### INSTRUCTIONS TO FOLLOW
All entries below need to be written out exactly, but without their pictures.

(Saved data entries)
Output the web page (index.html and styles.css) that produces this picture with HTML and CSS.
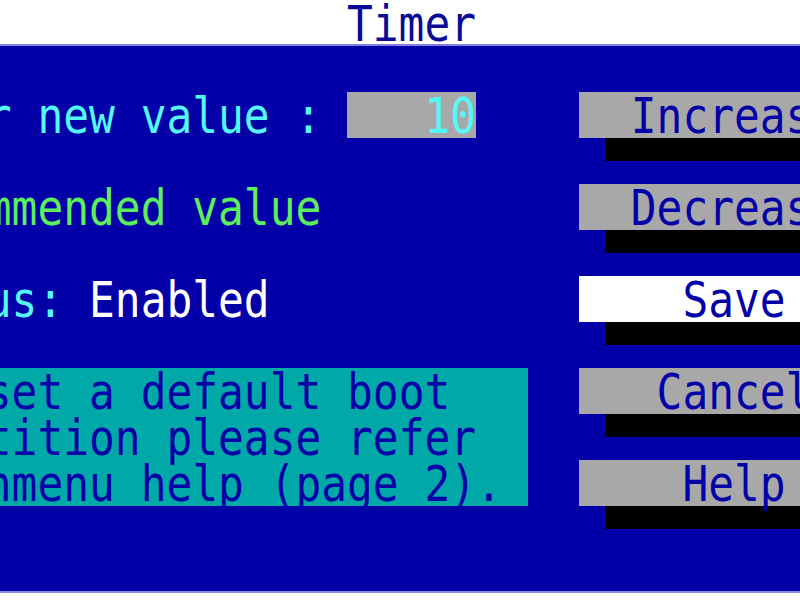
FILE: index.html
```html
<!DOCTYPE html>
<html>
<head>
<meta charset="utf-8">
<title>Timer</title>
<link rel="stylesheet" href="styles.css">
</head>
<body>
<div class="screen">
  <header class="titlebar"><span class="g title">Timer</span></header>
  <main class="panel">
    <div class="grid">
      <div class="left">
        <div class="row"><span class="g cyan">r new value : </span><span class="input"><span class="g cyan">10</span></span></div>
        <div class="row"></div>
        <div class="row"><span class="g green">mmended value</span></div>
        <div class="row"></div>
        <div class="row"><span class="g cyan">us: </span><span class="g white">Enabled</span></div>
        <div class="row"></div>
        <div class="help">
          <div class="row"><span class="g">set a default boot</span></div>
          <div class="row"><span class="g">tition please refer</span></div>
          <div class="row"><span class="g">nmenu help (page 2).</span></div>
        </div>
      </div>
      <div class="buttons">
        <div class="btn"><div class="face"><span class="g">Increase</span></div><div class="shadow"></div></div>
        <div class="btn"><div class="face"><span class="g">Decrease</span></div><div class="shadow"></div></div>
        <div class="btn"><div class="face active"><span class="g">Save</span></div><div class="shadow"></div></div>
        <div class="btn"><div class="face"><span class="g">Cancel</span></div><div class="shadow"></div></div>
        <div class="btn"><div class="face"><span class="g">Help</span></div><div class="shadow"></div></div>
      </div>
    </div>
  </main>
</div>
</body>
</html>
```
FILE: styles.css
```css
html, body {
  margin: 0;
  padding: 0;
  background: #ffffff;
  overflow: hidden;
}

.screen {
  width: 800px;
  height: 600px;
  overflow: hidden;
  font-family: "DejaVu Sans Mono", "Liberation Mono", monospace;
  font-size: 42.86px;
  letter-spacing: 0;
}

.g {
  display: inline-block;
  white-space: pre;
  transform: translateY(1px) scaleY(1.15);
}

.titlebar {
  height: 44px;
  line-height: 44px;
  background: #ffffff;
  border-bottom: 2px solid #8080e0;
  padding-left: 347px;
  color: #0a0a96;
}

.title {
  transform: translateY(2px) scaleY(1.15);
}

.panel {
  box-sizing: border-box;
  height: 547px;
  padding-top: 46px;
  background: #0400a8;
  border-bottom: 2px solid #8a8ae8;
  overflow: hidden;
}

.grid {
  display: flex;
  align-items: flex-start;
  margin-left: -14.2px;
  width: 1000px;
}

.left {
  width: 541.8px;
  flex: none;
}

.row {
  height: 46px;
  line-height: 46px;
  display: flex;
}

.cyan { color: #55f8f8; }
.green { color: #5cf05c; }
.white { color: #ffffff; }

.input {
  width: 129px;
  height: 46px;
  background: #a8a8a8;
  display: flex;
  justify-content: flex-end;
}

.help {
  background: #00a8a8;
  color: #0400a8;
}

.buttons {
  margin-left: 51.6px;
  display: flex;
  flex-direction: column;
  gap: 23px;
  flex: none;
}

.btn {
  display: flex;
  flex-direction: column;
}

.face {
  width: 309.6px;
  height: 46px;
  line-height: 46px;
  background: #a8a8a8;
  color: #0400a8;
  text-align: center;
}

.face.active {
  background: #ffffff;
}

.shadow {
  margin-left: 25.8px;
  width: 309.6px;
  height: 23px;
  background: #000000;
}
```
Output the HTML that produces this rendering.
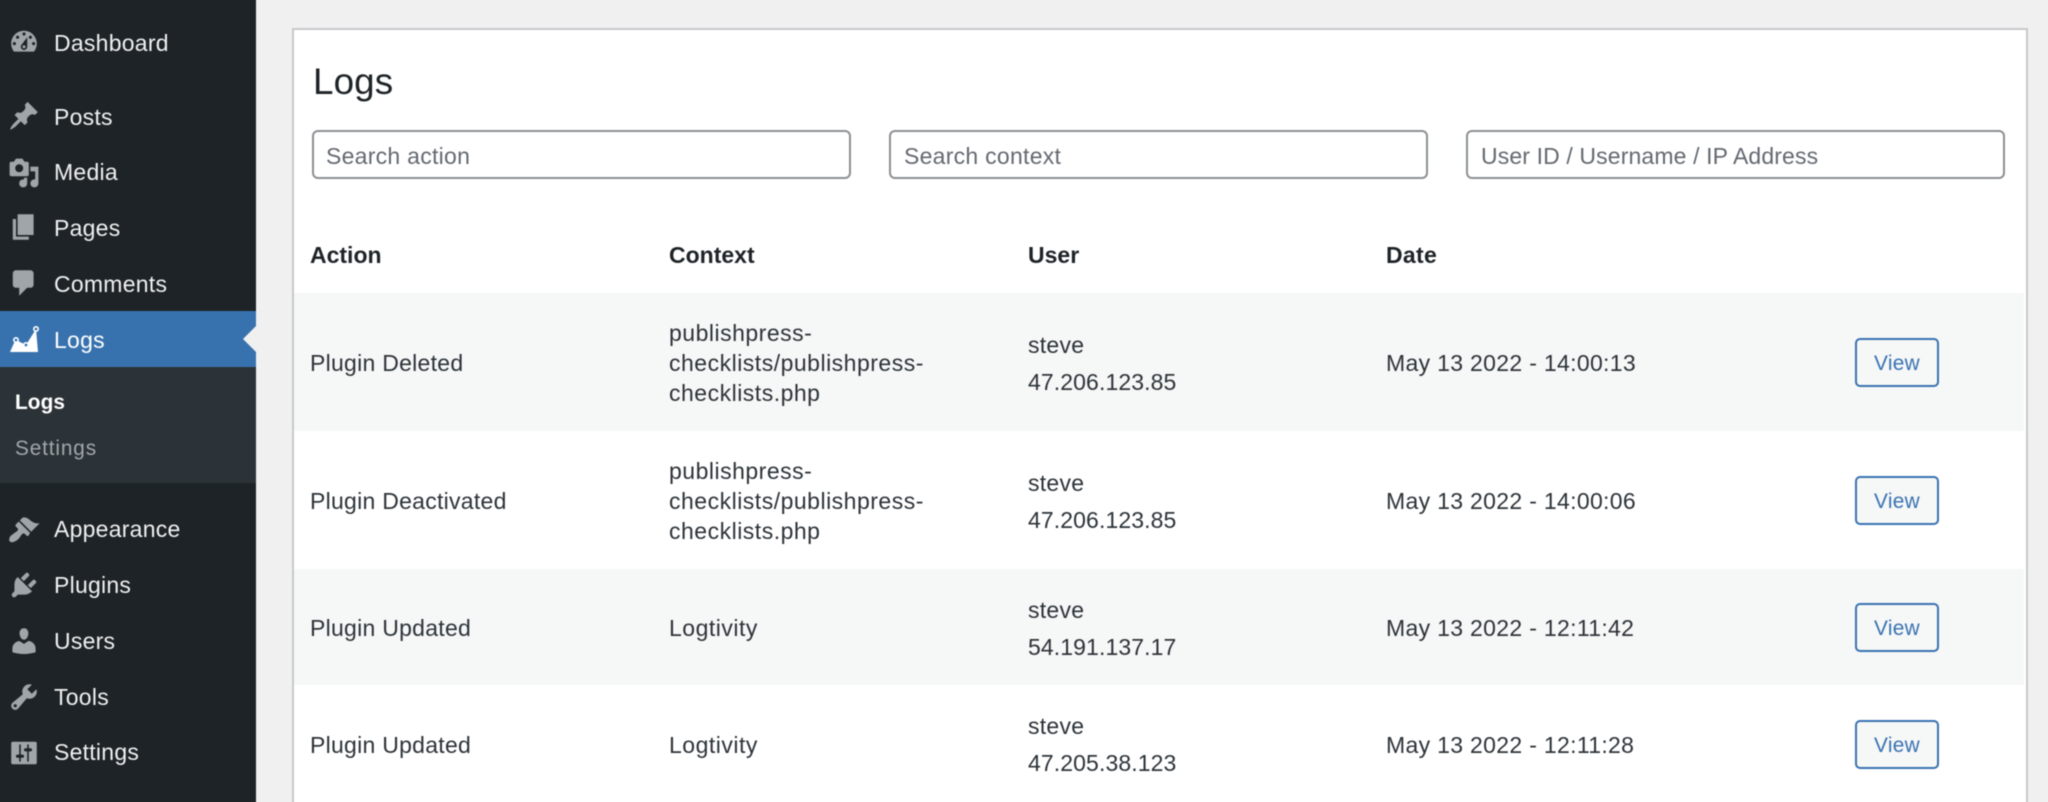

### OUTPUT FOR THIS EXERCISE
Output the web page (index.html and styles.css) that produces this picture with HTML and CSS.
FILE: index.html
```html
<!DOCTYPE html>
<html>
<head>
<meta charset="utf-8">
<title>Timer</title>
<link rel="stylesheet" href="styles.css">
</head>
<body>
<div class="screen">
  <header class="titlebar"><span class="g title">Timer</span></header>
  <main class="panel">
    <div class="grid">
      <div class="left">
        <div class="row"><span class="g cyan">r new value : </span><span class="input"><span class="g cyan">10</span></span></div>
        <div class="row"></div>
        <div class="row"><span class="g green">mmended value</span></div>
        <div class="row"></div>
        <div class="row"><span class="g cyan">us: </span><span class="g white">Enabled</span></div>
        <div class="row"></div>
        <div class="help">
          <div class="row"><span class="g">set a default boot</span></div>
          <div class="row"><span class="g">tition please refer</span></div>
          <div class="row"><span class="g">nmenu help (page 2).</span></div>
        </div>
      </div>
      <div class="buttons">
        <div class="btn"><div class="face"><span class="g">Increase</span></div><div class="shadow"></div></div>
        <div class="btn"><div class="face"><span class="g">Decrease</span></div><div class="shadow"></div></div>
        <div class="btn"><div class="face active"><span class="g">Save</span></div><div class="shadow"></div></div>
        <div class="btn"><div class="face"><span class="g">Cancel</span></div><div class="shadow"></div></div>
        <div class="btn"><div class="face"><span class="g">Help</span></div><div class="shadow"></div></div>
      </div>
    </div>
  </main>
</div>
</body>
</html>
```
FILE: styles.css
```css
html, body {
  margin: 0;
  padding: 0;
  background: #ffffff;
  overflow: hidden;
}

.screen {
  width: 800px;
  height: 600px;
  overflow: hidden;
  font-family: "DejaVu Sans Mono", "Liberation Mono", monospace;
  font-size: 42.86px;
  letter-spacing: 0;
}

.g {
  display: inline-block;
  white-space: pre;
  transform: translateY(1px) scaleY(1.15);
}

.titlebar {
  height: 44px;
  line-height: 44px;
  background: #ffffff;
  border-bottom: 2px solid #8080e0;
  padding-left: 347px;
  color: #0a0a96;
}

.title {
  transform: translateY(2px) scaleY(1.15);
}

.panel {
  box-sizing: border-box;
  height: 547px;
  padding-top: 46px;
  background: #0400a8;
  border-bottom: 2px solid #8a8ae8;
  overflow: hidden;
}

.grid {
  display: flex;
  align-items: flex-start;
  margin-left: -14.2px;
  width: 1000px;
}

.left {
  width: 541.8px;
  flex: none;
}

.row {
  height: 46px;
  line-height: 46px;
  display: flex;
}

.cyan { color: #55f8f8; }
.green { color: #5cf05c; }
.white { color: #ffffff; }

.input {
  width: 129px;
  height: 46px;
  background: #a8a8a8;
  display: flex;
  justify-content: flex-end;
}

.help {
  background: #00a8a8;
  color: #0400a8;
}

.buttons {
  margin-left: 51.6px;
  display: flex;
  flex-direction: column;
  gap: 23px;
  flex: none;
}

.btn {
  display: flex;
  flex-direction: column;
}

.face {
  width: 309.6px;
  height: 46px;
  line-height: 46px;
  background: #a8a8a8;
  color: #0400a8;
  text-align: center;
}

.face.active {
  background: #ffffff;
}

.shadow {
  margin-left: 25.8px;
  width: 309.6px;
  height: 23px;
  background: #000000;
}
```
Output the HTML that produces this rendering.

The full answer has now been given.